— DATA SECTION —
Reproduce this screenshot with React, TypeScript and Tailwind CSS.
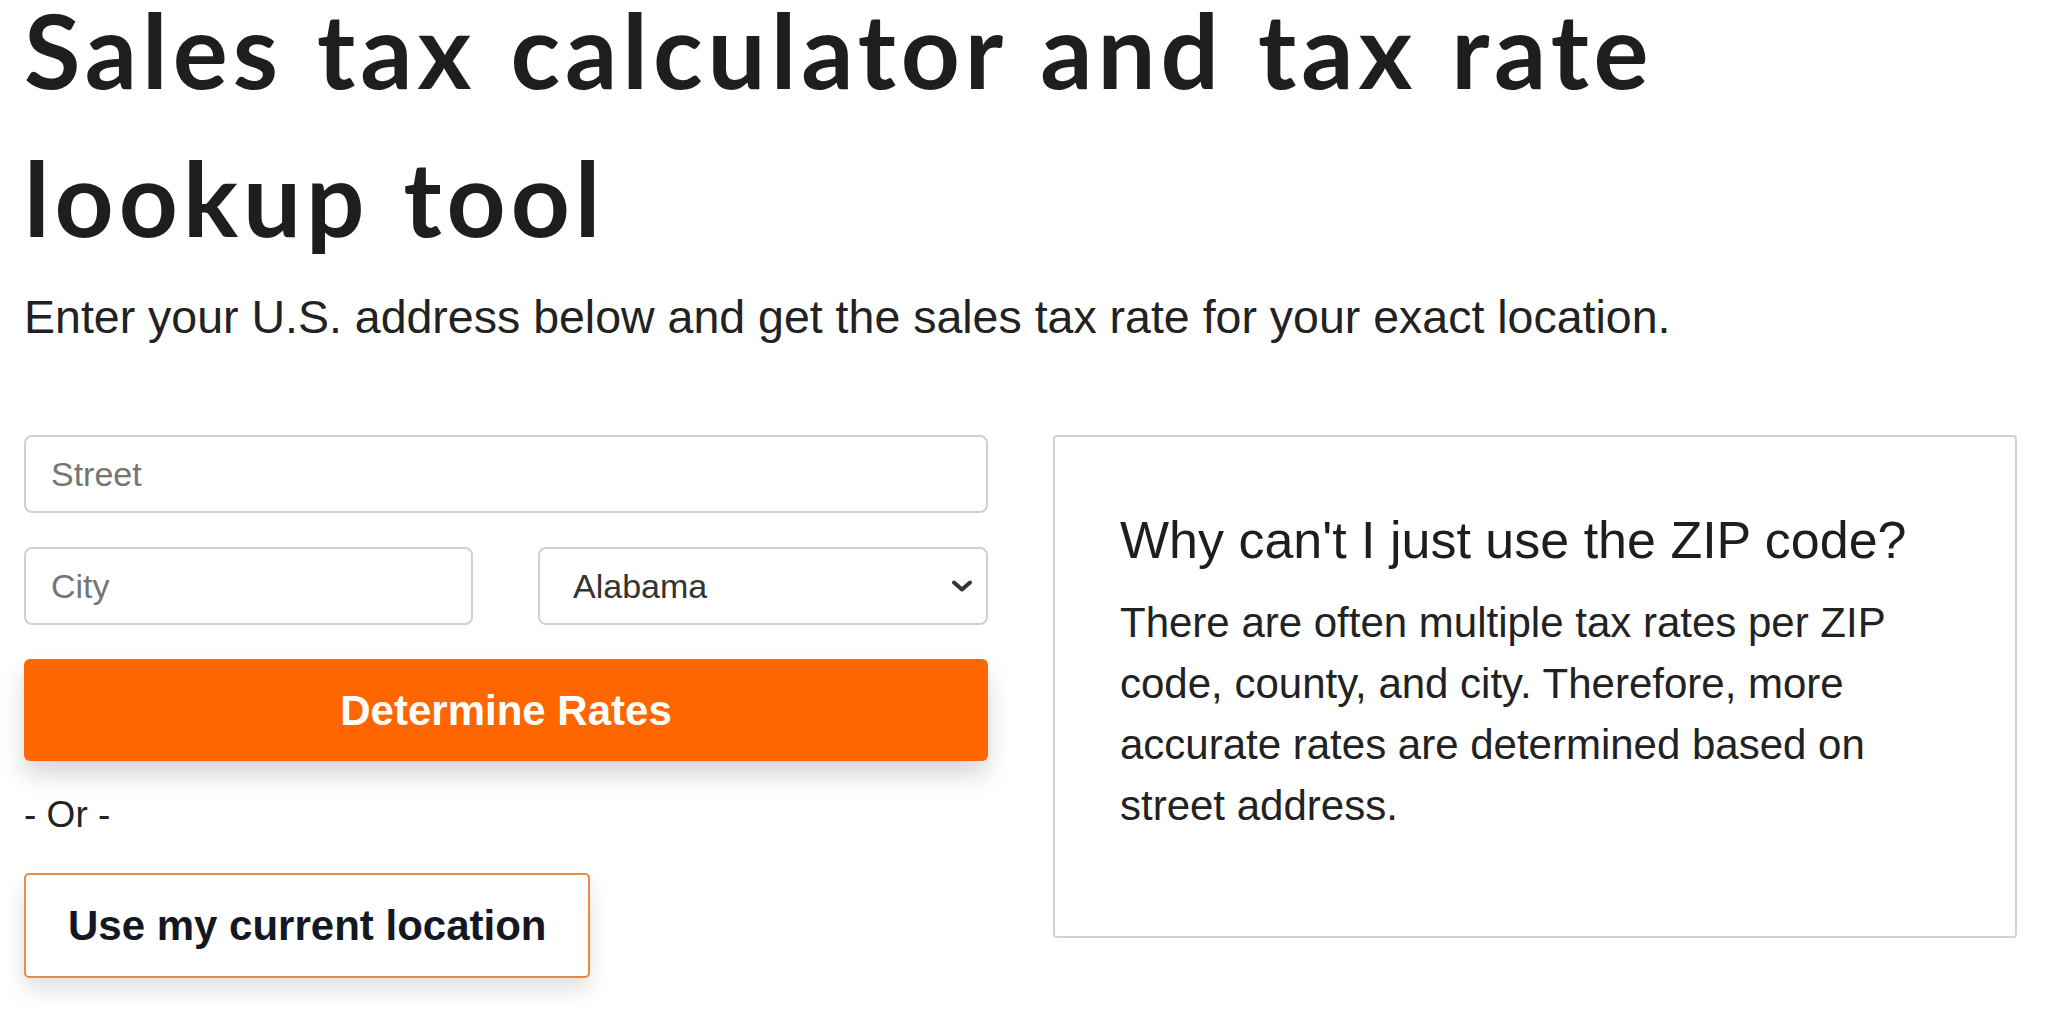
import React from 'react';

const US_STATES = ['Alabama', 'Alaska', 'Arizona', 'Arkansas', 'California', 'Colorado', 'Connecticut', 'Delaware', 'Florida', 'Georgia'];

const ChevronDown: React.FC = () => (
  <svg width="22" height="14" viewBox="0 0 22 14" fill="none" className="pointer-events-none absolute right-[15px] top-1/2 -translate-y-1/2">
    <path d="M3 3.5 L11 10.5 L19 3.5" stroke="#333" strokeWidth="4" strokeLinecap="round" strokeLinejoin="round" />
  </svg>
);

const App: React.FC = () => {
  return (
    <div className="min-h-screen bg-white text-[#222] font-['Liberation_Sans',Arial,sans-serif] overflow-hidden">
      <div className="pl-[24px] pr-[31px]">
        <h1 className="-mt-[25px] max-w-[1720px] font-['Lato',sans-serif] font-bold text-[103px] leading-[148px] tracking-[5px] [word-spacing:4px] text-[#1e1e1e]">
          Sales tax calculator and tax rate lookup tool
        </h1>
        <p className="mt-[15px] text-[46.5px] leading-[63px] text-[#222]">
          Enter your U.S. address below and get the sales tax rate for your exact location.
        </p>

        <div className="mt-[86px] grid grid-cols-[964px_964px] gap-x-[65px]">
          {/* address form */}
          <div className="flex flex-col">
            <input
              type="text"
              placeholder="Street"
              className="h-[78px] w-full rounded-[8px] border-2 border-[#d0d0d0] bg-white pl-[25px] text-[34px] text-[#333] outline-none placeholder:text-[#757575]"
            />
            <div className="mt-[34px] grid grid-cols-[449px_450px] gap-x-[65px]">
              <input
                type="text"
                placeholder="City"
                className="h-[78px] w-full rounded-[8px] border-2 border-[#d0d0d0] bg-white pl-[25px] text-[34px] text-[#333] outline-none placeholder:text-[#757575]"
              />
              <div className="relative">
                <select
                  defaultValue="Alabama"
                  className="h-[78px] w-full appearance-none rounded-[8px] border-2 border-[#d0d0d0] bg-white pl-[33px] text-[34px] text-[#333] outline-none"
                >
                  {US_STATES.map((s) => (
                    <option key={s} value={s}>{s}</option>
                  ))}
                </select>
                <ChevronDown />
              </div>
            </div>
            <button className="mt-[34px] h-[102px] w-full rounded-[6px] bg-[#ff6600] text-[42px] font-bold text-white shadow-[0_14px_24px_rgba(0,0,0,0.16)]">
              Determine Rates
            </button>
            <div className="mt-[30px] text-[37px] leading-[48px] text-[#222]">- Or -</div>
            <div className="mt-[34px]">
              <button className="h-[105px] rounded-[5px] border-2 border-[#e98a45] bg-white px-[42px] text-[42px] font-bold text-[#141822] shadow-[0_12px_22px_rgba(0,0,0,0.12)]">
                Use my current location
              </button>
            </div>
          </div>

          {/* info card */}
          <div className="h-[503px] rounded-[4px] border-2 border-[#d2d2d2] pl-[65px] pr-[65px] pt-[72px]">
            <h2 className="text-[52px] leading-[62px] text-[#1e1e1e]">Why can't I just use the ZIP code?</h2>
            <p className="mt-[21px] text-[42px] leading-[61px] text-[#222]">
              There are often multiple tax rates per ZIP code, county, and city. Therefore, more accurate rates are determined based on street address.
            </p>
          </div>
        </div>
      </div>
    </div>
  );
};

export default App;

— SHORT EXERCISE —
Reproduce the listing above exactly, excluding all pictures.

— EXERCISE RESULT —
Reproduce this screenshot with React, TypeScript and Tailwind CSS.
import React from 'react';

const US_STATES = ['Alabama', 'Alaska', 'Arizona', 'Arkansas', 'California', 'Colorado', 'Connecticut', 'Delaware', 'Florida', 'Georgia'];

const ChevronDown: React.FC = () => (
  <svg width="22" height="14" viewBox="0 0 22 14" fill="none" className="pointer-events-none absolute right-[15px] top-1/2 -translate-y-1/2">
    <path d="M3 3.5 L11 10.5 L19 3.5" stroke="#333" strokeWidth="4" strokeLinecap="round" strokeLinejoin="round" />
  </svg>
);

const App: React.FC = () => {
  return (
    <div className="min-h-screen bg-white text-[#222] font-['Liberation_Sans',Arial,sans-serif] overflow-hidden">
      <div className="pl-[24px] pr-[31px]">
        <h1 className="-mt-[25px] max-w-[1720px] font-['Lato',sans-serif] font-bold text-[103px] leading-[148px] tracking-[5px] [word-spacing:4px] text-[#1e1e1e]">
          Sales tax calculator and tax rate lookup tool
        </h1>
        <p className="mt-[15px] text-[46.5px] leading-[63px] text-[#222]">
          Enter your U.S. address below and get the sales tax rate for your exact location.
        </p>

        <div className="mt-[86px] grid grid-cols-[964px_964px] gap-x-[65px]">
          {/* address form */}
          <div className="flex flex-col">
            <input
              type="text"
              placeholder="Street"
              className="h-[78px] w-full rounded-[8px] border-2 border-[#d0d0d0] bg-white pl-[25px] text-[34px] text-[#333] outline-none placeholder:text-[#757575]"
            />
            <div className="mt-[34px] grid grid-cols-[449px_450px] gap-x-[65px]">
              <input
                type="text"
                placeholder="City"
                className="h-[78px] w-full rounded-[8px] border-2 border-[#d0d0d0] bg-white pl-[25px] text-[34px] text-[#333] outline-none placeholder:text-[#757575]"
              />
              <div className="relative">
                <select
                  defaultValue="Alabama"
                  className="h-[78px] w-full appearance-none rounded-[8px] border-2 border-[#d0d0d0] bg-white pl-[33px] text-[34px] text-[#333] outline-none"
                >
                  {US_STATES.map((s) => (
                    <option key={s} value={s}>{s}</option>
                  ))}
                </select>
                <ChevronDown />
              </div>
            </div>
            <button className="mt-[34px] h-[102px] w-full rounded-[6px] bg-[#ff6600] text-[42px] font-bold text-white shadow-[0_14px_24px_rgba(0,0,0,0.16)]">
              Determine Rates
            </button>
            <div className="mt-[30px] text-[37px] leading-[48px] text-[#222]">- Or -</div>
            <div className="mt-[34px]">
              <button className="h-[105px] rounded-[5px] border-2 border-[#e98a45] bg-white px-[42px] text-[42px] font-bold text-[#141822] shadow-[0_12px_22px_rgba(0,0,0,0.12)]">
                Use my current location
              </button>
            </div>
          </div>

          {/* info card */}
          <div className="h-[503px] rounded-[4px] border-2 border-[#d2d2d2] pl-[65px] pr-[65px] pt-[72px]">
            <h2 className="text-[52px] leading-[62px] text-[#1e1e1e]">Why can't I just use the ZIP code?</h2>
            <p className="mt-[21px] text-[42px] leading-[61px] text-[#222]">
              There are often multiple tax rates per ZIP code, county, and city. Therefore, more accurate rates are determined based on street address.
            </p>
          </div>
        </div>
      </div>
    </div>
  );
};

export default App;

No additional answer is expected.